I talked to my family in Beijing about Chen’s case. They are as puzzled over his intention as all of us. “What did he want?” “Leave the country? Go ahead.” To be sure, it is not difficult to get out of the country with the help of US Embassy in China. The Embassy has in the past quietly helped many Chinese dissidents to get out of the country without making an international drama.

Some people think he wants the highest level of attention, which he certainly got.

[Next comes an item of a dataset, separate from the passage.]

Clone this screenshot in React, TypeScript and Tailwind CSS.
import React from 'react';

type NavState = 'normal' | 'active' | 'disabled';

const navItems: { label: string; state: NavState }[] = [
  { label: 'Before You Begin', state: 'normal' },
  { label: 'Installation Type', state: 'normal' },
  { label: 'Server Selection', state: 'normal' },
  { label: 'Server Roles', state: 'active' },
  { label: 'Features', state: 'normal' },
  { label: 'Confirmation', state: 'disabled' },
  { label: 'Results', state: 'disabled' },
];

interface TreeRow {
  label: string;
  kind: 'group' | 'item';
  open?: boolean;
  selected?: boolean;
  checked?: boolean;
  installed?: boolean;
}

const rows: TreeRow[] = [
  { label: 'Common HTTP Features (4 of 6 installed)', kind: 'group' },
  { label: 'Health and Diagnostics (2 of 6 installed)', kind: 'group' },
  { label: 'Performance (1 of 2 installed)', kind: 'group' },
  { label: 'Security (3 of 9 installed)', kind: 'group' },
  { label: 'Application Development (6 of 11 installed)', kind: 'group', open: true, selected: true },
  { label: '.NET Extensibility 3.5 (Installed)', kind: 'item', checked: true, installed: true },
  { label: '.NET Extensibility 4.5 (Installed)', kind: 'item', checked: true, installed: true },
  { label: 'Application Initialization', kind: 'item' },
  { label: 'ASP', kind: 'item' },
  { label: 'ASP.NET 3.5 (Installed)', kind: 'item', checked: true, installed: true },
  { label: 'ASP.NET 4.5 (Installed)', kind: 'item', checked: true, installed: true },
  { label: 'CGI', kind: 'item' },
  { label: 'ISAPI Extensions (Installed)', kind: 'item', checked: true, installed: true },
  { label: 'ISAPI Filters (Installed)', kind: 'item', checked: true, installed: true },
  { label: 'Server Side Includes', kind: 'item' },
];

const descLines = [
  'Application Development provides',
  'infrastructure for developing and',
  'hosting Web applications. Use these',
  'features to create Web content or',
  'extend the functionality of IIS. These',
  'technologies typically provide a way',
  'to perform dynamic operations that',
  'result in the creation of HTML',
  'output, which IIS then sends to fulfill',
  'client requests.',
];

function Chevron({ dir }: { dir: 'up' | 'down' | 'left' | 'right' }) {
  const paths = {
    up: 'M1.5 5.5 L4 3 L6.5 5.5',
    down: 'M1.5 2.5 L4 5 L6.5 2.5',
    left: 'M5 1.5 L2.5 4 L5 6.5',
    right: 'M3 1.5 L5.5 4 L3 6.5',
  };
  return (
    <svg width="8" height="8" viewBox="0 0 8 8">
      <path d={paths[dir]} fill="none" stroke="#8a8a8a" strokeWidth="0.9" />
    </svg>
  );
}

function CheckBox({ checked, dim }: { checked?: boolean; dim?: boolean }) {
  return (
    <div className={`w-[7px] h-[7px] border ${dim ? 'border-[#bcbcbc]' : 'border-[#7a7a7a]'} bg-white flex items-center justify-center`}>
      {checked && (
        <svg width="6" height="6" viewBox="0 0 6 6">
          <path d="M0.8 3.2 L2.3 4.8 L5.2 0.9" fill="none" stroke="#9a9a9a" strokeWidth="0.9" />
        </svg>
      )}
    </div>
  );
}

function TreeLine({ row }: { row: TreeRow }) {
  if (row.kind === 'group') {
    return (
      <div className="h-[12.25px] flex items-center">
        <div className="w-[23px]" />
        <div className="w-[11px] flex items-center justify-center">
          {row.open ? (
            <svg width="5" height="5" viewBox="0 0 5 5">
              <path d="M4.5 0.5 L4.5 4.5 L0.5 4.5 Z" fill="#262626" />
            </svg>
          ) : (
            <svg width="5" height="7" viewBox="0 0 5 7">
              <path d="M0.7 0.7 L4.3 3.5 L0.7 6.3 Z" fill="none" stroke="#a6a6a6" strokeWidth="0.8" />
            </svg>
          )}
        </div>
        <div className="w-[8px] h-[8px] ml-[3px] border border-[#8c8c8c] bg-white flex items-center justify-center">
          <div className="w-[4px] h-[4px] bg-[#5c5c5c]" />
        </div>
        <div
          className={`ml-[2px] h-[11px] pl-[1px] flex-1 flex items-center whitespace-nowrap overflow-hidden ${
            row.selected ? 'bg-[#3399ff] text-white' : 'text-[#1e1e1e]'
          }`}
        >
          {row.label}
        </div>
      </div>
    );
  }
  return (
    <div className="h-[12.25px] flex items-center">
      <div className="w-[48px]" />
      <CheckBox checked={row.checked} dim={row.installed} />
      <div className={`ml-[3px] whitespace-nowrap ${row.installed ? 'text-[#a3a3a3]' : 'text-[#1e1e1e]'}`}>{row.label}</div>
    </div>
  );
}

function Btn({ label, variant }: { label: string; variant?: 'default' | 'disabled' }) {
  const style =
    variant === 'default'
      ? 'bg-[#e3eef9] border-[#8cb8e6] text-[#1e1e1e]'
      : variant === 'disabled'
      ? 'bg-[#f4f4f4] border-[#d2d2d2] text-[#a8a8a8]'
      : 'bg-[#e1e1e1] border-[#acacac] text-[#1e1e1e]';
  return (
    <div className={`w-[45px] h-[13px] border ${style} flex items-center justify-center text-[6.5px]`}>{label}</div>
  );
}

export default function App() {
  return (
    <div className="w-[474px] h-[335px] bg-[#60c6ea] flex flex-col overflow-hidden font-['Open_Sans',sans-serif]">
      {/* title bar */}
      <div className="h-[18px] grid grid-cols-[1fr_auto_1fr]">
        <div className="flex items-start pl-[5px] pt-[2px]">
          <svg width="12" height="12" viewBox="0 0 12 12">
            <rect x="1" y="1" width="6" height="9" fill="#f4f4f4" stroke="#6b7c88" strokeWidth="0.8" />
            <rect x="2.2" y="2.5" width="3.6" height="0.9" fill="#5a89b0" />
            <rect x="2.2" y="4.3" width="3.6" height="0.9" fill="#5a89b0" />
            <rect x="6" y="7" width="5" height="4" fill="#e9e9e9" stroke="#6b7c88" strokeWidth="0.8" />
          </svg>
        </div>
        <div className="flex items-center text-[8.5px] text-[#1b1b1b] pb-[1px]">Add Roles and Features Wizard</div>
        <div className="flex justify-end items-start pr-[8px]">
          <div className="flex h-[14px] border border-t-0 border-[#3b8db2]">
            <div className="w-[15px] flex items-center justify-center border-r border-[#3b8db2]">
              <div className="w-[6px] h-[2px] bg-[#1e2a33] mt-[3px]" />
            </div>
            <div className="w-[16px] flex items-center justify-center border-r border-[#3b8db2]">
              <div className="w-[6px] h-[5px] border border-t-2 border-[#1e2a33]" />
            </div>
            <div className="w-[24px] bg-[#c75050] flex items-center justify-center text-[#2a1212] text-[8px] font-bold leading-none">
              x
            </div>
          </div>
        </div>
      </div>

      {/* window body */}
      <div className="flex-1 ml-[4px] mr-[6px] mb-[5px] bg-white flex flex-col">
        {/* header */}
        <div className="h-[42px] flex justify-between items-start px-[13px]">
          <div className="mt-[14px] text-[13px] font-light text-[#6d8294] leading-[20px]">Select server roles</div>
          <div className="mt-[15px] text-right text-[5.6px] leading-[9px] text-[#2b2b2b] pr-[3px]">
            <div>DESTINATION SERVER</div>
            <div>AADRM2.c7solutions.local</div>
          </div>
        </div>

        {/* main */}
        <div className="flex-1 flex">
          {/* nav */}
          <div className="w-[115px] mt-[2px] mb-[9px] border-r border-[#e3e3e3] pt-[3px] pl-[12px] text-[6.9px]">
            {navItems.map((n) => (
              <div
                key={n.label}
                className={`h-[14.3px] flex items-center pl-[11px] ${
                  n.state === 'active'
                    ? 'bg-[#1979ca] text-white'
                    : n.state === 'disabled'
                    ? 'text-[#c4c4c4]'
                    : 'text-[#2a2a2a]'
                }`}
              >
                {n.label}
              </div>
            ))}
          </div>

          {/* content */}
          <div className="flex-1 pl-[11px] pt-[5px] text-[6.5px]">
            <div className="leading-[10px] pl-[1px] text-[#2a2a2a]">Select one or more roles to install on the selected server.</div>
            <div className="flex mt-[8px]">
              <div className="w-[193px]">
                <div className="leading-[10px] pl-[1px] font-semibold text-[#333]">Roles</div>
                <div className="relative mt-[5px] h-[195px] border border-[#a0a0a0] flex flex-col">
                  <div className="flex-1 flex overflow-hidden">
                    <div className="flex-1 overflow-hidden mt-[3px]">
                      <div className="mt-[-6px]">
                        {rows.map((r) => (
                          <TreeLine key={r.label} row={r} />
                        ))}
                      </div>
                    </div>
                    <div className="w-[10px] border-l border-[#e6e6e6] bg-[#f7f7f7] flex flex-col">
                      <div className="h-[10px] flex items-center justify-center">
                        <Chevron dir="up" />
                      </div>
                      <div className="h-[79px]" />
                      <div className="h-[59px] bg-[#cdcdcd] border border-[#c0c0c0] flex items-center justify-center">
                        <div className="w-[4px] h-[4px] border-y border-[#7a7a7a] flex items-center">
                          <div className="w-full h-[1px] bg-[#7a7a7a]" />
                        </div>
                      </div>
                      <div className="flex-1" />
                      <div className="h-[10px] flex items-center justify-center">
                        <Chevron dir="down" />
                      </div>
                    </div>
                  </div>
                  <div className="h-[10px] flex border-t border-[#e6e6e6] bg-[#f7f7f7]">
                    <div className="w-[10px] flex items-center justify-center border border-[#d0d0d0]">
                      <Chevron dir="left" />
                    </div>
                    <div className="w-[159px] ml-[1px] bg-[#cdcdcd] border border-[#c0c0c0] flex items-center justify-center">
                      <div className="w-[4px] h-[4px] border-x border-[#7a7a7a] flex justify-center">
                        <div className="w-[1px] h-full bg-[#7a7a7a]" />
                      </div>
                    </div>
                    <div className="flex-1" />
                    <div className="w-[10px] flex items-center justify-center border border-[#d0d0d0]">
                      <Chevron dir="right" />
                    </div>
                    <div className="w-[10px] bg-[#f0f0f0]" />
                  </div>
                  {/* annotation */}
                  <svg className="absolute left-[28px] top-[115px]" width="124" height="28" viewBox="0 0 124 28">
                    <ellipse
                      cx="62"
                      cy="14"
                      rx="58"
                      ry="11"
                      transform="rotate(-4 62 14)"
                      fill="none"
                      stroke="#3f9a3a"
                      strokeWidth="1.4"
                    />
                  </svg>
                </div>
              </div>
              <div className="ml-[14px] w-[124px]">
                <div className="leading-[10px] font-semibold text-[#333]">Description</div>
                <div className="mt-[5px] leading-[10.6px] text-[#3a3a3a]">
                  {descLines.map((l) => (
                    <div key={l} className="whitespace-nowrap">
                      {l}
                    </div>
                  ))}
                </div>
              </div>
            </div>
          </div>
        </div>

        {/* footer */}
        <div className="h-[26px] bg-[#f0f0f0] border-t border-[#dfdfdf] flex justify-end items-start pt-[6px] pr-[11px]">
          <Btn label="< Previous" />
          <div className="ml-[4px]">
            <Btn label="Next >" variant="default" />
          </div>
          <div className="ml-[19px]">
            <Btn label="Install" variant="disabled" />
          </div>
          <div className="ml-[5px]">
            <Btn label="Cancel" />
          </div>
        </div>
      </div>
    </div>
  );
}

Meanwhile, I have doubt over what he claimed or what the media has been telling. It is extremely difficult to enter the heavily guarded US Embassy in Beijing. The fact he could sneak in without being discovered reveals the fact that he was not as powerless and helpless as he claimed, that he does have many powerful friends who are in the position to do what he wanted, that is, leaving the country.

One thing is clear: that is, he wants to come to the U.S., specifically on Hillary Clinton’s airplane, but he has not taken the legal and normal (also difficult) way as thousands of Chinese who are already here have taken, myself included. That is, applied and being admitted by an university, applied and being given visa by the US embassy in China, not an easy task.

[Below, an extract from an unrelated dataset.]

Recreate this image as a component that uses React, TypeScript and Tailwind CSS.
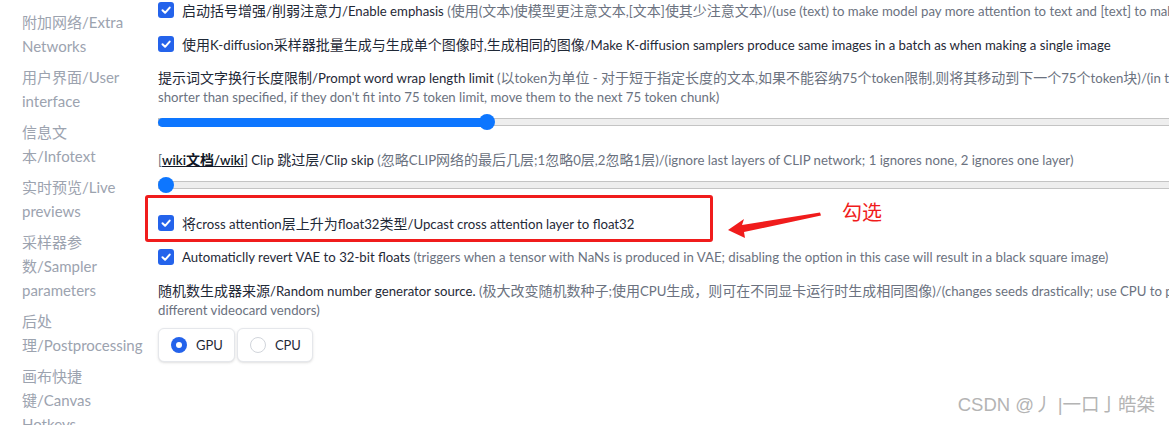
import React from "react";

const FONT = "font-['Lato','Noto_Sans_CJK_SC',sans-serif]";

function T({ s }: { s: string }) {
  const parts = s.split(/([\u3000-\u303f\u3400-\u9fff\uff00-\uffef]+)/);
  return (
    <>
      {parts.map((p, i) =>
        i % 2 === 1 ? (
          <span key={i} className="text-[14px] font-['Noto_Sans_CJK_SC',sans-serif]">
            {p}
          </span>
        ) : (
          <React.Fragment key={i}>{p}</React.Fragment>
        )
      )}
    </>
  );
}

function Check() {
  return (
    <span className="w-4 h-4 rounded-[3px] bg-[#2463eb] flex items-center justify-center shrink-0">
      <svg viewBox="0 0 16 16" className="w-4 h-4">
        <path d="M4.5 8.2l2.6 2.6 4.6-5.2" stroke="white" strokeWidth="2" fill="none" strokeLinecap="round" strokeLinejoin="round" />
      </svg>
    </span>
  );
}

function CheckRow({ label, desc, className = "" }: { label: string; desc?: string; className?: string }) {
  return (
    <div className={`flex items-center gap-2 h-5 whitespace-nowrap ${className}`}>
      <Check />
      <span className="text-[#1f2937]">
        <T s={label} />
        {desc && (
          <span className="text-[#6b7280]">
            {" "}
            <T s={desc} />
          </span>
        )}
      </span>
    </div>
  );
}

function Slider({ pos, className = "" }: { pos: number; className?: string }) {
  return (
    <div className={`relative h-4 flex items-center ${className}`}>
      <div className="h-2 w-full border border-[#c4c4c4] bg-[#eeeeee]" />
      {pos > 8 && <div className="absolute left-0 top-[3.5px] h-[9px] rounded-full bg-[#0d76ff]" style={{ width: pos }} />}
      <div className="absolute top-0 w-4 h-4 rounded-full bg-[#0d76ff]" style={{ left: pos - 8 }} />
    </div>
  );
}

const sidebar = [
  ["附加网络/Extra", "Networks"],
  ["用户界面/User", "interface"],
  ["信息文", "本/Infotext"],
  ["实时预览/Live", "previews"],
  ["采样器参", "数/Sampler", "parameters"],
  ["后处", "理/Postprocessing"],
  ["画布快捷", "键/Canvas", "Hotkeys"],
];

export default function App() {
  return (
    <div className={`relative w-[1169px] h-[425px] overflow-hidden bg-white flex ${FONT}`}>
      <div className="w-[158px] shrink-0 pl-[22px] pt-[10px] flex flex-col gap-[7px] text-[15px] leading-6 text-[#9ca3af]">
        {sidebar.map((lines, i) => (
          <div key={i} className="whitespace-nowrap">
            {lines.map((l, j) => (
              <div key={j} className="h-6">
                {l}
              </div>
            ))}
          </div>
        ))}
      </div>

      <div className="w-[1100px] shrink-0 flex flex-col text-[13.2px] leading-5">
        <CheckRow
          label="启动括号增强/削弱注意力/Enable emphasis"
          desc="(使用(文本)使模型更注意文本,[文本]使其少注意文本)/(use (text) to make model pay more attention to text and [text] to make it pay less attention)"
        />
        <CheckRow
          className="mt-[14px]"
          label="使用K-diffusion采样器批量生成与生成单个图像时,生成相同的图像/Make K-diffusion samplers produce same images in a batch as when making a single image"
        />

        <div className="mt-[13px] whitespace-nowrap">
          <div className="h-5">
            <span className="text-[#1f2937]">
              <T s="提示词文字换行长度限制/Prompt word wrap length limit" />
            </span>
            <span className="text-[#6b7280]">
              {" "}
              <T s="(以token为单位 - 对于短于指定长度的文本,如果不能容纳75个token限制,则将其移动到下一个75个token块)/(in token units - for texts" />
            </span>
          </div>
          <div className="h-5 text-[#6b7280]">
            shorter than specified, if they don't fit into 75 token limit, move them to the next 75 token chunk)
          </div>
        </div>

        <Slider pos={329} className="mt-[7px]" />

        <div className="mt-[19px] h-5 whitespace-nowrap">
          <span className="text-[#6b7280]">[</span>
          <span className="text-[#111827] font-semibold underline">
            <T s="wiki文档/wiki" />
          </span>
          <span className="text-[#1f2937]">
            <T s="] Clip 跳过层/Clip skip" />
          </span>
          <span className="text-[#6b7280]">
            {" "}
            <T s="(忽略CLIP网络的最后几层;1忽略0层,2忽略1层)/(ignore last layers of CLIP network; 1 ignores none, 2 ignores one layer)" />
          </span>
        </div>

        <Slider pos={8} className="mt-[8px]" />

        <CheckRow className="mt-[20px]" label="将cross attention层上升为float32类型/Upcast cross attention layer to float32" />

        <CheckRow
          className="mt-[14px]"
          label="Automaticlly revert VAE to 32-bit floats"
          desc="(triggers when a tensor with NaNs is produced in VAE; disabling the option in this case will result in a black square image)"
        />

        <div className="mt-[13px] whitespace-nowrap">
          <div className="h-5">
            <span className="text-[#1f2937]">
              <T s="随机数生成器来源/Random number generator source." />
            </span>
            <span className="text-[#6b7280]">
              {" "}
              <T s="(极大改变随机数种子;使用CPU生成，则可在不同显卡运行时生成相同图像)/(changes seeds drastically; use CPU to produce the same picture across" />
            </span>
          </div>
          <div className="h-5 text-[#6b7280]">different videocard vendors)</div>
        </div>

        <div className="mt-[8px] flex gap-[2px] text-[13px] text-[#1f2937]">
          <div className="flex items-center gap-[9px] h-[34px] pl-[12px] pr-[11px] border border-[#e5e7eb] rounded-md shadow-sm bg-white">
            <span className="w-4 h-4 rounded-full bg-[#2463eb] flex items-center justify-center">
              <span className="w-[6px] h-[6px] rounded-full bg-white" />
            </span>
            GPU
          </div>
          <div className="flex items-center gap-[9px] h-[34px] pl-[12px] pr-[11px] border border-[#e5e7eb] rounded-md shadow-sm bg-white">
            <span className="w-4 h-4 rounded-full border border-[#d1d5db] bg-white" />
            CPU
          </div>
        </div>
      </div>

      {/* annotation overlays */}
      <div className="absolute left-[145px] top-[195px] w-[568px] h-[47px] border-[3px] border-[#f01c1c] rounded-[3px]" />
      <svg className="absolute left-[720px] top-[205px]" width="110" height="40" viewBox="720 205 110 40">
        <polygon points="728,230 744,219 742,225 820,212.5 821,215.5 744,232 745,238" fill="#f01c1c" />
      </svg>
      <div className="absolute left-[842px] top-[199px] text-[20px] leading-[26px] text-[#f01c1c] font-['Noto_Sans_CJK_SC',sans-serif]">
        勾选
      </div>
      <div className="absolute right-[14px] top-[392px] text-[18.5px] leading-[26px] text-[#b4b4b4] font-['Liberation_Sans','Noto_Sans_CJK_SC',sans-serif] whitespace-nowrap">
        CSDN @丿 |一口亅皓桀
      </div>
    </div>
  );
}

I fully agree that China has a long way to go regarding her human rights. Yet, China is like the U.S. in that she faces many urgent issues, such as, large scaled air and water pollutions, which have caused spikes in cancer morbidity in many regions, health care, inequality, unemployment, poverty, hunger, social unrest, etc. By forcing China to clear her air and water, not only millions of Chinese people would benefit, the whole world would, too.

On the bright side, I am glad to see Chinese government put a happy ending to this drama. It is like saying, “No big deal. Go wherever you want as long as there is a country that accepts you. We don’t care.” On this, I don’t think many government can be this generous.

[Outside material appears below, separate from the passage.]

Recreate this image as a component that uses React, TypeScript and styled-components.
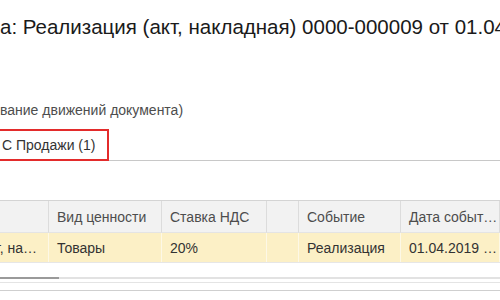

One step further, I feel a little bit uneasy. How will he, a 40-plus-year-old non-English speaker, make a living here in the U.S? Finding a job is even a challenge to educated and fully competent young Americans. Is he going to depend on assistance from some human rights organization or church?

For now, let us hope we have a different drama in the future.

Comments

  1. Crossroads, Kansas City

    1 year ago

    Chen has a choice of some sweet book deals, film options, and interview junkets.

  2. 1 year ago

    Yanwen, why do you say so few governments would let him leave? I’m not sure there are any freely elected governments that would object to his leaving. It is only the tyrannical, oppressive non-freely elected governments that would cause a problem, right?

    Or, please list the freely elected governments that would be less magnanimous as the Chinese.

  3. Overland Park

    1 year ago

    Hi Kent, I admit that I don’t know anything about the rules, the roles and the defined functions of an embassy in a country, but I am pretty sure habouring dissindents is not one of them. Imagine what the U.S. or British or Russian or any government would do if one of their dissidents sneak into a foreign country’s embassy and ask his/her government for permission (passport in this case) to leave the country together with a visiting foreign government official. I have a hard time accepting this as a normal diplomatic practice.

    Ok, one step back, we don’t know the conditions under which the Chinese government agrees to let him go. One possible explanation is the two sides bargained secretly and agreed upon some deal, in which Chinese government might gain something for exchange of a passport of Chen. If that were the case, I would take back the word generous.

  4. Overland Park

    1 year ago

    Tom, I agree this provides a rich and attractive material for some kind of book, starting from his escape from his house arrest, adventure into US embassy, agreeing to be admitted into a hospital, a such change of mind once he was admitted, the interactions, communications, tensions among high level officials, and ending up on Hillary Clinton’s airplane, etc.

  5. Northland

    1 year ago

    Does it bother you Yanwen that your country practices infanticide?